Contre Marcion

LIVRE III

Chapitre III

– « Ces précautions n’étaient point nécessaires. A peine descendu dans le monde, notre Christ avait la voix des miracles pour attester sa qualité de fils, d’ambassadeur et de messie divin. »

— Preuve décréditée par lui-même dans la suite des temps, te répondrai-je aussitôt, et insuffisante pour attester sa mission. En effet, nous avertir « qu’il s’élèvera une foule de faux christs qui opéreront des prodiges » capables d’ébranler les élus eux-mêmes, mais qu’il faut nous garder de leurs pièges, n’était-ce pas nous déclarer que la preuve des miracles est équivoque, parce que les merveilles et les prodiges sont faciles aux imposteurs ? Après cet avertissement, quelle inconséquence de sa part à invoquer pour lui-même l’unique preuve des miracles, et à fonder sa notion ainsi que sa reconnaissance sur des bases qu’il récusait pour des novateurs qui devaient, eux aussi, apparaître brusquement et sans avoir été annoncés par aucun prophète ?

Allégueras-tu que, venu le premier, et ayant confirmé sa mission par des miracles qui avaient la priorité, il a surpris la crédulité des hommes à peu près comme ou s’empare de la première place aux bains publics, et que, par cet heureux hasard, il a décrédité tous ceux qui viendraient après lui ? Prends-y garde cependant. Ton christ va être aussi relégué parmi ceux qui viennent les seconds. N’est-il pas postérieur à mon Créateur, qui était déjà en possession du monde, qui déjà avait opéré des merveilles, et avait déclaré, lui aussi, que d’autre Dieu, excepté lui, il n’en existait pas ? Est-il venu le premier ? At-il exclu du rang suprême tons ceux qui viendraient après lui ? Dès-lors, les bornes de la foi sont fixées. Dès-lors, ô Marcion, ton dieu est condamné d’avance par le seul fait de sa postériorité. Au Créateur seul il appartiendra d’effacer d’un mot tous ses compétiteurs présents et à venir, parce que lui seul n’a pu arriver après personne.

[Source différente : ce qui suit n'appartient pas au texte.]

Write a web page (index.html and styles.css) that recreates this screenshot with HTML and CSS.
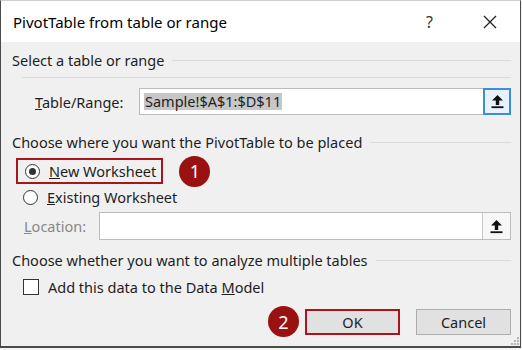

Sur le point de prouver que, ces mêmes prodiges dont tu réclames l’unique appui pour servir d’introduction à ton christ, ou le Créateur les a opérés dans les siècles précédents par ses serviteurs, ou en a prédit d’avance l’accomplissement par son Christ, je suis autorisé à établir que ton prétendu messie devait d’autant moins se contenter du témoignage des miracles, que ces mêmes miracles, en vertu de leur conformité avec les merveilles du Créateur, opérées par ses mandataires, ou promises dans son Christ, ne pouvaient l’expliquer autrement que comme le fils du Créateur. Apporte-nous, si tu veux, des certificats étrangers à l’appui de ton christ imaginaire. Fussent-ils nouveaux, qu’importe ? Nous nous prêterons plus facilement à une nouveauté appuyée sur l’antiquité, que nous n’ajouterons foi à un dieu chez lequel tout est nouveau, et qui n’a pas pour lui l’expérience ou l’antiquité d’une foi victorieuse.

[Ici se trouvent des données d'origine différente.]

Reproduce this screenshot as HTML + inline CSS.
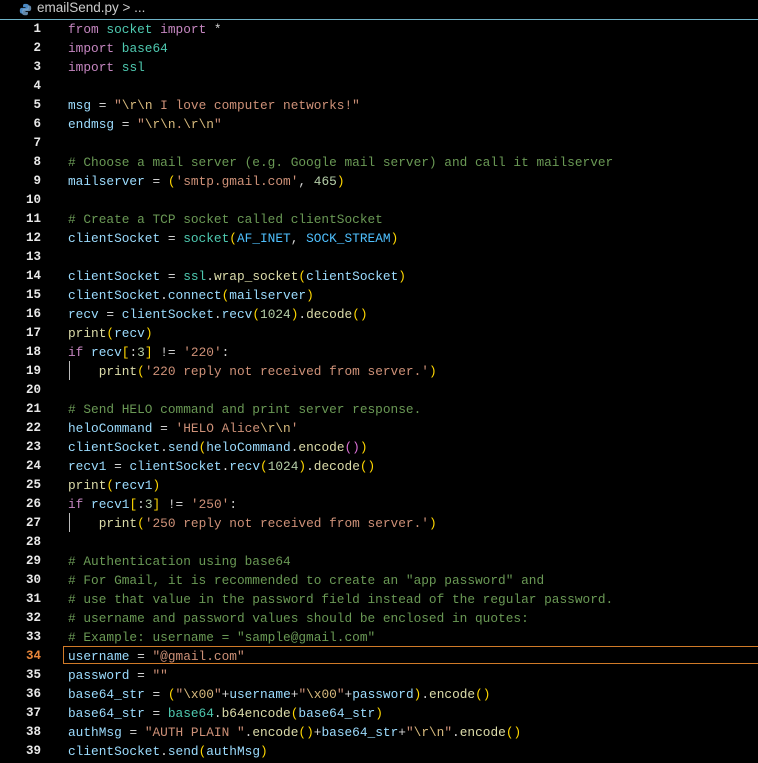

Il a donc dû entrer dans le monde, fort d’une double autorité, celle des prophéties et celle des miracles. L’obligation lui en était d’autant plus rigoureusement imposée, qu’ayant pour concurrent le Christ du Créateur, prêt à apparaître avec son cortège particulier de miracles et de prédictions, il lui fallait bien témoigner de sa rivalité par des différences de toute nature. Mais, ô illusion ! comment son christ serait-il promulgué par un dieu qui tic l’a jamais été ? Aussi ton dieu et ton christ ne trouveront-ils jamais que des incrédules, parce que Dieu n’a pu demeurer inconnu, et que le Christ a dû être manifesté par Dieu.